As Trump said: “In short, the agreement doesn’t eliminate coal jobs, it just transfers those jobs out of America and the United States, and ships them to foreign countries. This agreement is less about the climate and more about other countries gaining a financial advantage over the United States.”
In denouncing the US move, Germany’s Chancellor Angela Merkel emphasised Germany’s continued commitment to the Paris accord which she called a “cornerstone” of efforts to protect “creation”. Yet as Transport Environment reported, Germany has now seen two straight years of emissions increases due to close of nuclear power station and and replacing it with coal and natural gas after the failure of solar and wind power because of … not enough sunshine or wind. Duh!
In other words, the idea that the Paris accord will do anything to reduce carbon emissions, let alone address the warming of the climate, is patently ludicrous.

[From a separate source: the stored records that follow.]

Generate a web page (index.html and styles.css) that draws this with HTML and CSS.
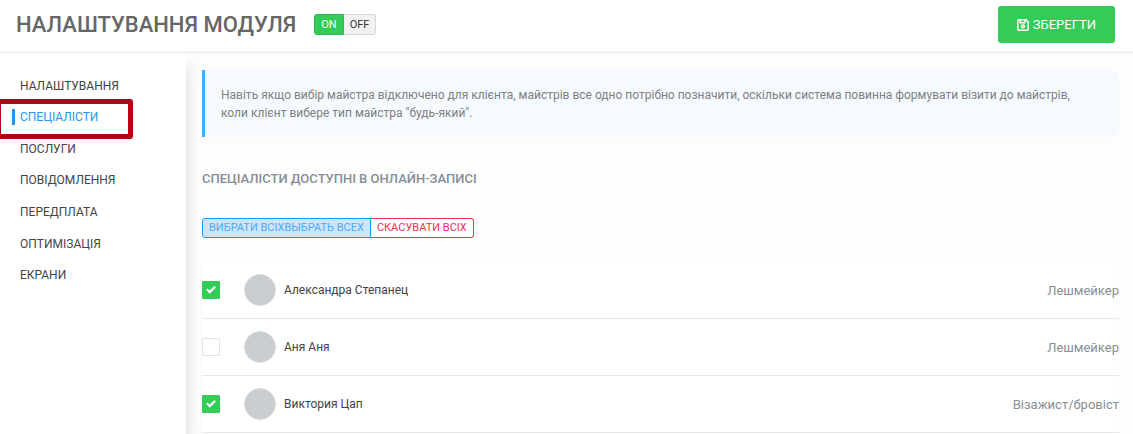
FILE: index.html
```html
<!DOCTYPE html>
<html lang="uk">
<head>
    <meta charset="UTF-8">
    <meta name="viewport" content="width=device-width, initial-scale=1.0">
    <title>Налаштування модуля</title>
    <link rel="stylesheet" href="styles.css">
</head>
<body>
    <header class="header">
        <h1>НАЛАШТУВАННЯ МОДУЛЯ</h1>
        <div class="switch">
            <button type="button" class="on">ON</button>
            <button type="button" class="off">OFF</button>
        </div>
        <button type="button" class="save">
            <svg width="12" height="12" viewBox="0 0 12 12" fill="none" stroke="#fff" stroke-width="1.5" aria-hidden="true">
                <path d="M1.8 .8H9L11.2 3v7.2a1 1 0 0 1-1 1H1.8a1 1 0 0 1-1-1V1.8a1 1 0 0 1 1-1z"/>
                <path d="M3.2 1v2.8h4.6V1"/>
                <circle cx="6" cy="7.4" r="1.4"/>
            </svg>
            ЗБЕРЕГТИ
        </button>
    </header>

    <div class="page">
        <nav class="sidebar">
            <ul>
                <li><a href="#">НАЛАШТУВАННЯ</a></li>
                <li class="active"><a href="#">СПЕЦІАЛІСТИ</a></li>
                <li><a href="#">ПОСЛУГИ</a></li>
                <li><a href="#">ПОВІДОМЛЕННЯ</a></li>
                <li><a href="#">ПЕРЕДПЛАТА</a></li>
                <li><a href="#">ОПТИМІЗАЦІЯ</a></li>
                <li><a href="#">ЕКРАНИ</a></li>
            </ul>
        </nav>

        <main class="content">
            <p class="note">Навіть якщо вибір майстра відключено для клієнта, майстрів все одно потрібно позначити, оскільки система повинна формувати візити до майстрів, коли клієнт вибере тип майстра "будь-який".</p>

            <h2>СПЕЦІАЛІСТИ ДОСТУПНІ В ОНЛАЙН-ЗАПИСІ</h2>

            <div class="select-buttons">
                <button type="button" class="select-all">ВИБРАТИ ВСІХВЫБРАТЬ ВСЕХ</button>
                <button type="button" class="clear-all">СКАСУВАТИ ВСІХ</button>
            </div>

            <ul class="staff">
                <li>
                    <input type="checkbox" id="staff-1" checked>
                    <span class="avatar"></span>
                    <label for="staff-1">Александра Степанец</label>
                    <span class="role">Лешмейкер</span>
                </li>
                <li>
                    <input type="checkbox" id="staff-2">
                    <span class="avatar"></span>
                    <label for="staff-2">Аня Аня</label>
                    <span class="role">Лешмейкер</span>
                </li>
                <li>
                    <input type="checkbox" id="staff-3" checked>
                    <span class="avatar"></span>
                    <label for="staff-3">Виктория Цап</label>
                    <span class="role">Візажист/бровіст</span>
                </li>
            </ul>
        </main>
    </div>
</body>
</html>
```
FILE: styles.css
```css
*, *::before, *::after {
    box-sizing: border-box;
}
body {
    font-family: Roboto, "Liberation Sans", sans-serif;
    font-size: 12px;
    color: #444;
    margin: 0;
    min-height: 100vh;
    display: flex;
    flex-direction: column;
    background-color: #fdfdfd;
}
button {
    font-family: inherit;
    cursor: pointer;
}
ul {
    list-style: none;
    margin: 0;
    padding: 0;
}

/* header */
.header {
    display: flex;
    align-items: center;
    padding: 6px 18px 8px 16px;
    background-color: #fff;
    border-bottom: 3px solid #f3f3f3;
}
h1 {
    font-size: 22px;
    line-height: 28px;
    font-weight: 500;
    color: #666;
    margin: 0 18px 0 0;
}
.switch {
    display: flex;
}
.switch button {
    font-size: 11px;
    line-height: 19px;
    padding: 0 6px;
    border: 1px solid #d8d8d8;
}
.switch .on {
    color: #fff;
    background-color: #33cc57;
    border-color: #2db84d;
    border-radius: 3px 0 0 3px;
}
.switch .off {
    color: #333;
    background-color: #f1f1f1;
    border-left: none;
    border-radius: 0 3px 3px 0;
}
.save {
    display: flex;
    align-items: center;
    gap: 4px;
    margin-left: auto;
    padding: 0 19px;
    font-size: 13px;
    line-height: 37px;
    color: #fff;
    background-color: #33cc57;
    border: none;
    border-radius: 3px;
}

/* page */
.page {
    flex: 1;
    display: flex;
}
.sidebar {
    width: 186px;
    flex-shrink: 0;
    padding-top: 16px;
    background-color: #fff;
    box-shadow: 0 12px 16px rgba(0, 0, 0, 0.16);
    clip-path: inset(0 -20px 0 0);
}
.sidebar ul {
    display: grid;
    grid-auto-rows: 1fr;
    min-height: 221px;
}
.sidebar li {
    display: flex;
    align-items: center;
    padding-left: 12px;
    position: relative;
}
.sidebar a {
    padding-left: 5px;
    border-left: 3px solid transparent;
    line-height: 16px;
    color: #444;
    text-decoration: none;
}
.sidebar .active a {
    color: #2196f3;
    border-left-color: #2196f3;
}
.sidebar .active::after {
    content: "";
    position: absolute;
    top: -3px;
    left: -4px;
    width: 137px;
    height: 40px;
    border: 5px solid #b5001a;
    border-radius: 3px;
}

/* content */
.content {
    flex: 1;
    padding: 16px 14px 0 16px;
}
.note {
    margin: 0;
    padding: 16px 32px 15px 16px;
    line-height: 18px;
    color: #808080;
    background-color: #f4faff;
    border-left: 3px solid #4dabf5;
    border-radius: 0 8px 8px 0;
}
h2 {
    font-size: 13px;
    line-height: 16px;
    font-weight: 500;
    color: #868e96;
    margin: 34px 0 31px;
}
.select-buttons {
    display: flex;
    margin-bottom: 24px;
}
.select-buttons button {
    font-size: 11px;
    line-height: 18px;
    padding: 0 6px;
    border: 1px solid;
}
.select-buttons .select-all {
    color: #4dabf5;
    background-color: #cce5fb;
    border-color: #2196f3;
    border-radius: 3px 0 0 3px;
}
.select-buttons .clear-all {
    color: #f03050;
    background-color: #fff;
    border-left: none;
    border-radius: 0 3px 3px 0;
}
.staff {
    background-color: #fff;
}
.staff li {
    display: flex;
    align-items: center;
    padding: 12px 0;
    border-bottom: 1px solid #e8e8e8;
}
.staff input {
    appearance: none;
    width: 18px;
    height: 18px;
    margin: 0;
    display: grid;
    place-items: center;
    background-color: #fff;
    border: 1px solid #e2e2e2;
    border-radius: 1px;
}
.staff input:checked {
    background-color: #33cc57;
    border-color: #33cc57;
}
.staff input:checked::before {
    content: "";
    width: 10px;
    height: 8px;
    background-color: #fff;
    clip-path: polygon(0 50%, 14% 32%, 36% 56%, 82% 0, 100% 20%, 38% 98%);
}
.avatar {
    width: 32px;
    height: 32px;
    margin: 0 8px 0 24px;
    background-color: #c9cdd0;
    border: 1px solid #d8dcdf;
    border-radius: 50%;
}
.role {
    margin-left: auto;
    font-size: 13px;
    color: #868e96;
}
```
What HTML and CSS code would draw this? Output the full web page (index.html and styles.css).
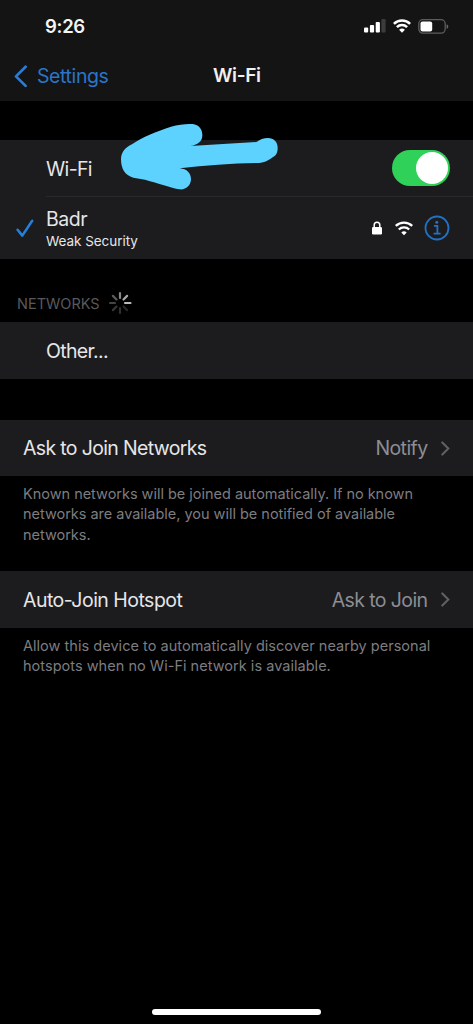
FILE: index.html
```html
<!DOCTYPE html>
<html lang="en">
<head>
<meta charset="utf-8">
<title>Wi-Fi</title>
<link rel="stylesheet" href="styles.css">
</head>
<body>
<div class="screen">
  <header class="header">
    <div class="status">
      <span class="time">9:26</span>
      <div class="status-icons">
        <svg width="22" height="14" viewBox="0 0 22 14"><g fill="#fff"><rect x="0" y="8.5" width="4.2" height="5" rx="1"/><rect x="5.9" y="6" width="4.2" height="7.5" rx="1"/><rect x="11.7" y="3" width="4.2" height="10.5" rx="1"/></g><rect x="17.4" y="0" width="4.2" height="13.5" rx="1" fill="#3c3c3e"/></svg>
        <svg class="status-wifi" width="18" height="14" viewBox="0 0 18 14"><g fill="none" stroke="#fff" stroke-width="2.5"><path d="M.9 4.9a11.6 11.6 0 0 1 16.2 0"/><path d="M3.9 8.2a7.3 7.3 0 0 1 10.2 0"/></g><path d="M9 13.7 6.1 10.8a4.2 4.2 0 0 1 5.8 0z" fill="#fff"/></svg>
        <svg class="battery" width="31" height="15" viewBox="0 0 31 15"><rect x=".8" y=".7" width="26.4" height="13.4" rx="4" fill="none" stroke="#5c5c5e" stroke-width="1.3"/><rect x="2.5" y="2.4" width="11.7" height="10" rx="2" fill="#fff"/><path d="M28.6 5.2c2.2.9 2.2 3.7 0 4.6z" fill="#6a6a6c"/></svg>
      </div>
    </div>
    <nav class="nav">
      <a class="back"><svg width="14" height="23" viewBox="0 0 14 23"><path d="M11.6 1.8 2 11.4l9.6 9.5" fill="none" stroke="#2b7cd6" stroke-width="2.7" stroke-linecap="round" stroke-linejoin="round"/></svg><span class="back-label">Settings</span></a>
      <h1 class="title">Wi-Fi</h1>
    </nav>
  </header>

  <section class="card wifi-card">
    <div class="row wifi-row">
      <span class="label wifi-label">Wi-Fi</span>
      <span class="toggle"><span class="knob"></span></span>
    </div>
    <div class="row network-row">
      <svg class="check" width="18" height="19" viewBox="0 0 18 19"><path d="M1.6 10.8 6.3 16.6 16.2 1.7" fill="none" stroke="#2380dc" stroke-width="2.5" stroke-linecap="round" stroke-linejoin="round"/></svg>
      <div class="network">
        <span class="label">Badr</span>
        <span class="security">Weak Security</span>
      </div>
      <svg class="lock" width="10" height="14" viewBox="0 0 10 14"><rect x="0" y="6" width="10" height="7.5" rx="1.2" fill="#fff"/><path d="M2.2 6.5V4a2.8 2.8 0 0 1 5.6 0v2.5" fill="none" stroke="#fff" stroke-width="1.5"/></svg>
      <svg class="row-wifi" width="18" height="15" viewBox="0 0 18 15"><g fill="none" stroke="#fff" stroke-width="2.3"><path d="M.8 4.9a11.7 11.7 0 0 1 16.4 0"/><path d="M3.8 8.5a7.4 7.4 0 0 1 10.4 0"/></g><path d="M9 14.3 6.3 11.5a3.9 3.9 0 0 1 5.4 0z" fill="#fff"/></svg>
      <svg class="info" width="26" height="26" viewBox="0 0 26 26"><g fill="none" stroke="#2272c4" stroke-width="1.8"><circle cx="13" cy="13" r="11.5"/><path d="M10 10.8h3.4v7.7M9.6 18.6h7"/></g><circle cx="12.8" cy="7.2" r="1.5" fill="#2272c4"/></svg>
    </div>
    <svg class="arrow" width="180" height="80" viewBox="0 0 540 240"><path d="M33 132C34 112 45 98 66 88 92 68 142 48 183 35 206 28 229 26 248 27 268 29 278 45 277 62 276 78 266 88 241 93L439 81C449 74 461 69 474 69 491 69 503 81 503 98 503 113 499 121 486 128 471 138 460 144 439 144 364 145 287 151 209 160 231 162 243 174 243 193 242 213 227 225 209 223 181 218 146 205 105 194L70 188C44 180 33 161 33 132Z" fill="#5dd2ff"/></svg>
  </section>

  <div class="networks-heading">
    <span class="networks-text">NETWORKS</span>
    <svg width="24" height="24" viewBox="-12 -12 24 24"><g stroke-width="2.2" stroke-linecap="round"><path d="M0-5v-5" stroke="#858585"/><path d="m3.5-3.5 3.6-3.6" stroke="#a6a6a6"/><path d="M5 0h5.5" stroke="#bcbcbc"/><path d="m3.5 3.5 3.6 3.6" stroke="#272727"/><path d="M0 5v5" stroke="#303030"/><path d="m-3.5 3.5-3.6 3.6" stroke="#363636"/><path d="M-5 0h-5" stroke="#444"/><path d="m-3.5-3.5-3.6-3.6" stroke="#5b5b5b"/></g></svg>
  </div>
  <section class="card row other-row"><span class="label">Other...</span></section>

  <section class="card row ask-row">
    <span class="label">Ask to Join Networks</span>
    <span class="value">Notify</span>
    <svg class="chevron" width="9" height="15" viewBox="0 0 9 15"><path d="m1.3 1.4 6 6.1-6 6.1" fill="none" stroke="#606064" stroke-width="2.1" stroke-linecap="round"/></svg>
  </section>
  <p class="note note-ask">Known networks will be joined automatically. If no known<br>networks are available, you will be notified of available<br>networks.</p>

  <section class="card row auto-row">
    <span class="label auto">Auto-Join Hotspot</span>
    <span class="value">Ask to Join</span>
    <svg class="chevron" width="9" height="15" viewBox="0 0 9 15"><path d="m1.3 1.4 6 6.1-6 6.1" fill="none" stroke="#606064" stroke-width="2.1" stroke-linecap="round"/></svg>
  </section>
  <p class="note note-auto">Allow this device to automatically discover nearby personal<br>hotspots when no Wi-Fi network is available.</p>

  <div class="home-bar"></div>
</div>
</body>
</html>
```
FILE: styles.css
```css
* { box-sizing: border-box; }
body { margin: 0; background: #000; }
.screen {
  width: 473px;
  height: 1024px;
  display: flex;
  flex-direction: column;
  background: #000;
  font-family: Inter, "Liberation Sans", sans-serif;
  color: #e6e6e8;
  white-space: nowrap;
  overflow: hidden;
}
.header { height: 101px; background: #141414; flex: none; }
.status { height: 52px; padding: 0 24px 0 45px; display: flex; align-items: center; justify-content: space-between; }
.time { font-size: 18.5px; font-weight: 600; line-height: 24px; letter-spacing: -.3px; color: #f4f4f4; }
.status-icons { display: flex; align-items: center; }
.status-wifi { margin-left: 7px; }
.battery { margin-left: 7px; }
.nav { height: 48px; padding-left: 14px; display: grid; grid-template-columns: 199px 1fr; align-items: center; }
.back { display: flex; align-items: center; gap: 9px; }
.back-label { font-size: 19.5px; line-height: 24px; letter-spacing: -.4px; color: #2b74c8; }
.title { margin: 0; font-size: 19px; line-height: 24px; letter-spacing: -.35px; font-weight: 600; color: #f0f0f0; }

.card { background: #1c1c1f; flex: none; }
.row { display: flex; align-items: center; }
.label { font-size: 19.5px; line-height: 24px; letter-spacing: -.65px; }
.wifi-card { margin-top: 39px; height: 119px; position: relative; }
.wifi-row { height: 57px; margin-left: 46px; padding-right: 23px; justify-content: space-between; border-bottom: 1px solid #29292c; }
.wifi-label { padding-top: 2px; }
.toggle { width: 58px; height: 36px; border-radius: 18px; padding: 2px; background: #30d158; display: flex; justify-content: flex-end; }
.knob { width: 32px; height: 32px; border-radius: 50%; background: #fff; }
.network-row { height: 62px; padding-left: 16px; padding-right: 23px; }
.network { display: flex; flex-direction: column; margin-left: 12px; padding-top: 2px; flex: 1; align-items: flex-start; }
.network .label { letter-spacing: -.5px; }
.security { font-size: 13.5px; line-height: 20px; letter-spacing: -.05px; }
.row-wifi { margin-left: 13px; }
.info { margin-left: 11px; }
.arrow { position: absolute; left: 110px; top: -25px; }

.networks-heading { height: 63px; padding: 26px 0 0 17px; display: flex; align-items: flex-start; gap: 8px; flex: none; }
.networks-heading svg { margin-top: 6px; }
.networks-text { font-size: 14.5px; line-height: 37px; color: #59595c; }
.other-row { height: 57px; padding-left: 46px; }
.ask-row { margin-top: 41px; height: 56px; }
.auto-row { height: 57px; }
.ask-row, .auto-row { padding: 0 23px; }
.auto { letter-spacing: -.52px; }
.value { margin-left: auto; font-size: 19.5px; line-height: 24px; letter-spacing: -.6px; color: #8d8d92; }
.chevron { margin-left: 13.5px; }
.note { margin: 0; padding: 8px 23px 0; font-size: 14.5px; line-height: 20.3px; letter-spacing: -.02px; color: #7d7d80; flex: none; }
.note-ask { height: 95px; }
.note-auto { letter-spacing: .03px; }
.home-bar { width: 169px; height: 6px; border-radius: 3px; background: #fff; margin: auto auto 9px 152px; flex: none; }
```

In his article, Prof Lindzen says this about climate:
“The system we are looking at consists in two turbulent fluids interacting with each other. They are on a rotating planet that is differentially heated by the sun. A vital constituent of the atmospheric component is water in the liquid, solid and vapor phases, and the changes in phase have vast energetic ramifications. The energy budget of this system involves the absorption and re-emission of about 200 watts per square meter. Doubling CO2 involves a 2% perturbation to this budget. So do minor changes in clouds and other features, and such changes are common. In this complex multifactor system, what is the likelihood of the climate (which, itself, consists in many variables and not just globally averaged temperature anomaly) is controlled by this 2% perturbation in a single variable? Believing this is pretty close to believing in magic. Instead, you are told that it is believing in ‘science’.”
In substituting ideology for evidence, the AGW scam represents the repudiation of reason itself. President Trump has struck a blow for science, sovereignty and sanity.